# [Required work]
Take the material below and write it all out again exactly.

# [Extracted data]
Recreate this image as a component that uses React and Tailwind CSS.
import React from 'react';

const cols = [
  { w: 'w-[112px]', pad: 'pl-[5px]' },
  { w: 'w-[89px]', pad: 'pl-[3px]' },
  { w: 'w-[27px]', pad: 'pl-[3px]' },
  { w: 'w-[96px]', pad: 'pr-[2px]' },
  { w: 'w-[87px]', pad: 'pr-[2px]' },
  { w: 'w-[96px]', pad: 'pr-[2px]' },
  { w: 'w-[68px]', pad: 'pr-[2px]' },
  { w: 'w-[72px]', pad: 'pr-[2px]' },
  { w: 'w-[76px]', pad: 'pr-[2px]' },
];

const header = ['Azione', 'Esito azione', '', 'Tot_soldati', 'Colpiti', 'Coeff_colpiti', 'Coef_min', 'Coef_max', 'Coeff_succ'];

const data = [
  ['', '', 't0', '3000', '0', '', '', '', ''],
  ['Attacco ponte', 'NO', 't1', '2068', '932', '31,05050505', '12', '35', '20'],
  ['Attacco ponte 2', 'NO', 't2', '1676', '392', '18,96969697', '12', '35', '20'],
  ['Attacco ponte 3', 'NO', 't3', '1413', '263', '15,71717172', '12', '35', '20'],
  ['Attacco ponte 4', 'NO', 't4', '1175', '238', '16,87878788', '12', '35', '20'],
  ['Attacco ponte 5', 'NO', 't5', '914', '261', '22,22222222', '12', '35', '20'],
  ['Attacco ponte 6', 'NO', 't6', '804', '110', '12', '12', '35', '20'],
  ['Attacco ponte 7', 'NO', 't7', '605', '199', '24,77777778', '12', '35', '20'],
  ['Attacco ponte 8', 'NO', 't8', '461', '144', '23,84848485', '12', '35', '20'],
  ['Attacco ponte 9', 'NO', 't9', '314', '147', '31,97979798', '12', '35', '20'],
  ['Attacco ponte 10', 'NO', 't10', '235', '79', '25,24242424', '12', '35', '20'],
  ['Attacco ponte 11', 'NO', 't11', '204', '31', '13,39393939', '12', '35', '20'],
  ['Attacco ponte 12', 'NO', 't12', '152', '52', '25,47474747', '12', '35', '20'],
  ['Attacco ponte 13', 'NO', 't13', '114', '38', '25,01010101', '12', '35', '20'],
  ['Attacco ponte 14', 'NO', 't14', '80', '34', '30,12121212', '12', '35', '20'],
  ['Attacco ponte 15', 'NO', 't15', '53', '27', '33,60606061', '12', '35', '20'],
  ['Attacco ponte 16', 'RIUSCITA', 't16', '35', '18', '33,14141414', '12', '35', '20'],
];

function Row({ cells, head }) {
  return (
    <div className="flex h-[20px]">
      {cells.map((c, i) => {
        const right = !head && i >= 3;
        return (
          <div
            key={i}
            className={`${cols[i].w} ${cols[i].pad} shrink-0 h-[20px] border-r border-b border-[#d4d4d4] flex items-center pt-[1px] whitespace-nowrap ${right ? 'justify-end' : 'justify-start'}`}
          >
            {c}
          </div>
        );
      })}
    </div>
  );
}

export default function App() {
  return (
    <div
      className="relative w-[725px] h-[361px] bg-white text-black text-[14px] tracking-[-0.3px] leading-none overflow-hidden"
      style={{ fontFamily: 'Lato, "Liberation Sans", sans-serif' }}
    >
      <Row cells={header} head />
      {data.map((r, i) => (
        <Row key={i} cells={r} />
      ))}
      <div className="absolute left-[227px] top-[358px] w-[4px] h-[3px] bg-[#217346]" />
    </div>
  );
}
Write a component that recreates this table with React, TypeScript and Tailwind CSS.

# [Task output]
Recreate this image as a component that uses React and Tailwind CSS.
import React from 'react';

const cols = [
  { w: 'w-[112px]', pad: 'pl-[5px]' },
  { w: 'w-[89px]', pad: 'pl-[3px]' },
  { w: 'w-[27px]', pad: 'pl-[3px]' },
  { w: 'w-[96px]', pad: 'pr-[2px]' },
  { w: 'w-[87px]', pad: 'pr-[2px]' },
  { w: 'w-[96px]', pad: 'pr-[2px]' },
  { w: 'w-[68px]', pad: 'pr-[2px]' },
  { w: 'w-[72px]', pad: 'pr-[2px]' },
  { w: 'w-[76px]', pad: 'pr-[2px]' },
];

const header = ['Azione', 'Esito azione', '', 'Tot_soldati', 'Colpiti', 'Coeff_colpiti', 'Coef_min', 'Coef_max', 'Coeff_succ'];

const data = [
  ['', '', 't0', '3000', '0', '', '', '', ''],
  ['Attacco ponte', 'NO', 't1', '2068', '932', '31,05050505', '12', '35', '20'],
  ['Attacco ponte 2', 'NO', 't2', '1676', '392', '18,96969697', '12', '35', '20'],
  ['Attacco ponte 3', 'NO', 't3', '1413', '263', '15,71717172', '12', '35', '20'],
  ['Attacco ponte 4', 'NO', 't4', '1175', '238', '16,87878788', '12', '35', '20'],
  ['Attacco ponte 5', 'NO', 't5', '914', '261', '22,22222222', '12', '35', '20'],
  ['Attacco ponte 6', 'NO', 't6', '804', '110', '12', '12', '35', '20'],
  ['Attacco ponte 7', 'NO', 't7', '605', '199', '24,77777778', '12', '35', '20'],
  ['Attacco ponte 8', 'NO', 't8', '461', '144', '23,84848485', '12', '35', '20'],
  ['Attacco ponte 9', 'NO', 't9', '314', '147', '31,97979798', '12', '35', '20'],
  ['Attacco ponte 10', 'NO', 't10', '235', '79', '25,24242424', '12', '35', '20'],
  ['Attacco ponte 11', 'NO', 't11', '204', '31', '13,39393939', '12', '35', '20'],
  ['Attacco ponte 12', 'NO', 't12', '152', '52', '25,47474747', '12', '35', '20'],
  ['Attacco ponte 13', 'NO', 't13', '114', '38', '25,01010101', '12', '35', '20'],
  ['Attacco ponte 14', 'NO', 't14', '80', '34', '30,12121212', '12', '35', '20'],
  ['Attacco ponte 15', 'NO', 't15', '53', '27', '33,60606061', '12', '35', '20'],
  ['Attacco ponte 16', 'RIUSCITA', 't16', '35', '18', '33,14141414', '12', '35', '20'],
];

function Row({ cells, head }) {
  return (
    <div className="flex h-[20px]">
      {cells.map((c, i) => {
        const right = !head && i >= 3;
        return (
          <div
            key={i}
            className={`${cols[i].w} ${cols[i].pad} shrink-0 h-[20px] border-r border-b border-[#d4d4d4] flex items-center pt-[1px] whitespace-nowrap ${right ? 'justify-end' : 'justify-start'}`}
          >
            {c}
          </div>
        );
      })}
    </div>
  );
}

export default function App() {
  return (
    <div
      className="relative w-[725px] h-[361px] bg-white text-black text-[14px] tracking-[-0.3px] leading-none overflow-hidden"
      style={{ fontFamily: 'Lato, "Liberation Sans", sans-serif' }}
    >
      <Row cells={header} head />
      {data.map((r, i) => (
        <Row key={i} cells={r} />
      ))}
      <div className="absolute left-[227px] top-[358px] w-[4px] h-[3px] bg-[#217346]" />
    </div>
  );
}
Write a component that recreates this table with React, TypeScript and Tailwind CSS.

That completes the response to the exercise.